Anti-Gang Unit (AGU) member Ashley Tabisher wants his bail application to be separated from his co-accused Nafiz Modack, in the hopes of getting out of prison sooner, while the rest of the application drags on. 

"It is now six months later and the process has still not been finalised," said his lawyer Bruce Hendricks in the Blue Downs Regional Court on Friday.

After 30 court appearances, Tabisher feels it is unfair to make him wait out the reopening of Modack's bail application, so that the alleged underworld boss can file another affidavit. 

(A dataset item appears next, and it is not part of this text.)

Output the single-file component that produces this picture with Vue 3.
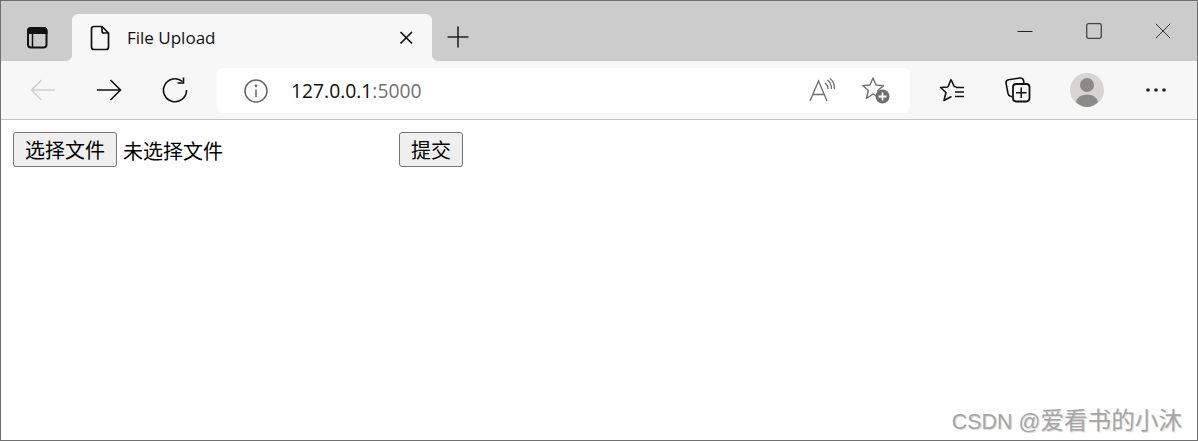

Modack was arrested in the Century City area of Cape Town in April in a car chase that ended with him being blocked off by police vehicles. 

He faces charges in a massive case that centres around the murder of AGU detective Charl Kinnear, an attempted hand grenade attack at Kinnear's home, the attempted murder of lawyer William Booth, and the kidnapping of a finance manager. 

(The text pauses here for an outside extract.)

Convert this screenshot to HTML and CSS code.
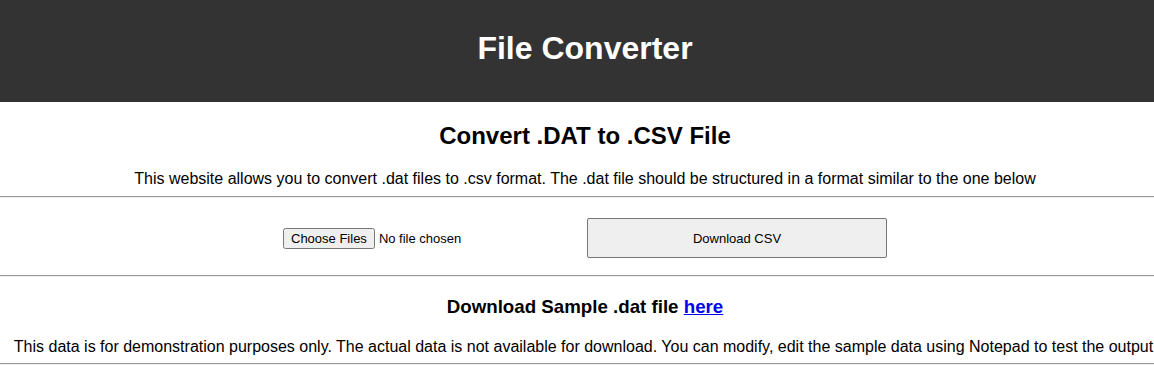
FILE: index.html
```html
<!DOCTYPE html>
<html lang="en">

<head>
    <meta charset="UTF-8">
    <meta name="viewport" content="width=device-width, initial-scale=1.0">
    <title>File Converter</title>
    <link rel="stylesheet" href="styles.css">
</head>

<body>
    <header id="header">
        <h1>File Converter</h1>
    </header>

    <div id="container">
        <div class="section">
            <h2>Convert .DAT to .CSV File</h2>
            <p>This website allows you to convert .dat files to .csv format. The .dat file should be structured in a format similar to the one below</p>
        </div>
        <hr>

        <div id="convertArea" class="section">
            <input type="file" id="fileInput" multiple>
            <button type="button" id="downloadBtn">Download CSV</button>
        </div>
        <hr>

        <div class="section">
            <h3>Download Sample .dat file <a href="#">here</a></h3>
            <p class="note">This data is for demonstration purposes only. The actual data is not available for download. You can modify, edit the sample data using Notepad to test the output</p>
        </div>
        <hr>
    </div>
</body>

</html>
```

FILE: styles.css
```css
body {
    font-family: "Liberation Sans", Arial, sans-serif;
    margin: 0;
    padding: 0;
    color: #000;
    background-color: #fff;
    overflow-x: hidden;
}

#header {
    background-color: #333;
    color: #fff;
    height: 102px;
    box-sizing: border-box;
    padding: 0 0 5px 16px;
    display: flex;
    align-items: center;
    justify-content: center;
}

#header h1 {
    margin: 0;
    font-size: 32px;
}

#container {
    text-align: center;
}

.section {
    padding-left: 16px;
}

h2 {
    font-size: 24px;
    margin: 20px 0 0;
}

p {
    font-size: 16px;
    margin: 20px 0 8px;
    white-space: nowrap;
}

hr {
    margin: 0;
    border: none;
    border-top: 1px solid #999;
    border-bottom: 1px solid #eee;
}

#convertArea {
    display: flex;
    justify-content: center;
    align-items: center;
    gap: 58px;
    padding-top: 20px;
    padding-bottom: 17px;
}

#fileInput {
    font-family: "Liberation Sans", Arial, sans-serif;
    font-size: 13px;
}

#downloadBtn {
    width: 300px;
    height: 40px;
    font-family: "Liberation Sans", Arial, sans-serif;
    font-size: 13px;
    background-color: #efefef;
    border: 1px solid #767676;
    border-radius: 2px;
}

h3 {
    font-size: 18.72px;
    margin: 19px 0 0;
}

a {
    color: #0000ee;
}

.note {
    margin: 20px 0 7px -3px;
}
```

READ | Modack gets the nod to reopen lengthy bail application in Kinnear murder trial

So far, the accused are Tabisher, Modack, Jacques Cronje, former rugby player Zane Kilian, Ricard Morgan, Amaal Jantjies and Jannick Adonis.

Tabisher was arrested a few days after Modack, and faces charges of corruption for allegedly agreeing to take R10 000 and a secret cellphone with which to tell Modack when the police would raid his home. 

The State alleges that the offer was allegedly made via Jantjies. Tabisher got to know her while driving her boyfriend Adonis to and from court in a different case. Adonis and Modack are believed to have met each other in prison while Modack was in custody, also on another matter.

The State believes that Modack was fed up with the police raiding him, feeling that he was being targeted by crooked cops for trying to get drugs out of nightclubs. The last straw for Modack seemed to be a raid on his wife, and he then allegedly began plotting an attack on Kinnear's home.

Tabisher has always been upbeat at his court appearances, greeting family with Kaaps quips, and growing a bushy beard that poked out of the side of his mask.

But now he has had enough, and wants to know if we will get bail or not, without having to wait any longer.

READ | Modack and co-accused's bail application in Kinnear case stalled yet again

His lawyer Bruce Hendricks said Tabisher had the right to a speedy bail application, and that making him wait for somebody else's application to be completed was not fair. 

Hendricks submitted that dates were already being penciled in for January 2022 for the reopened bail application, and that this was far too long for Tabisher to wait for an answer.

He said Tabisher had cooperated with the police, still had his job although suspended, and the court already had all the bail information it needed for his application.

Hendricks said Tabisher's wife was battling with the anxiety of the case, and running the home by herself, with a little girl who cried all the time for her father and couldn't sleep.

Tabisher said his health was taking a hit in custody, and that it was also not safe for a policeman in jail. 

READ | Infuriated Modack plotted revenge after Kinnear had his wife arrested, court hears

He was also worried that Hendricks would stop representing him pro bono, because of all of the occassions he had to appear in court. 

The court heard that Tabisher's police colleagues had been checking in on his family for him, but that he needed to be home for his wife and child. 

Tabisher also submitted that anything he did was on the orders of former AGU head Andre Lincoln, and that the State did not have evidence that he accepted any money.

He offered R5 000 in bail. 

The matter was postponed to 3 December for the State to reply, to the visible disappointment of Tabisher, and his wife who sat in the public gallery.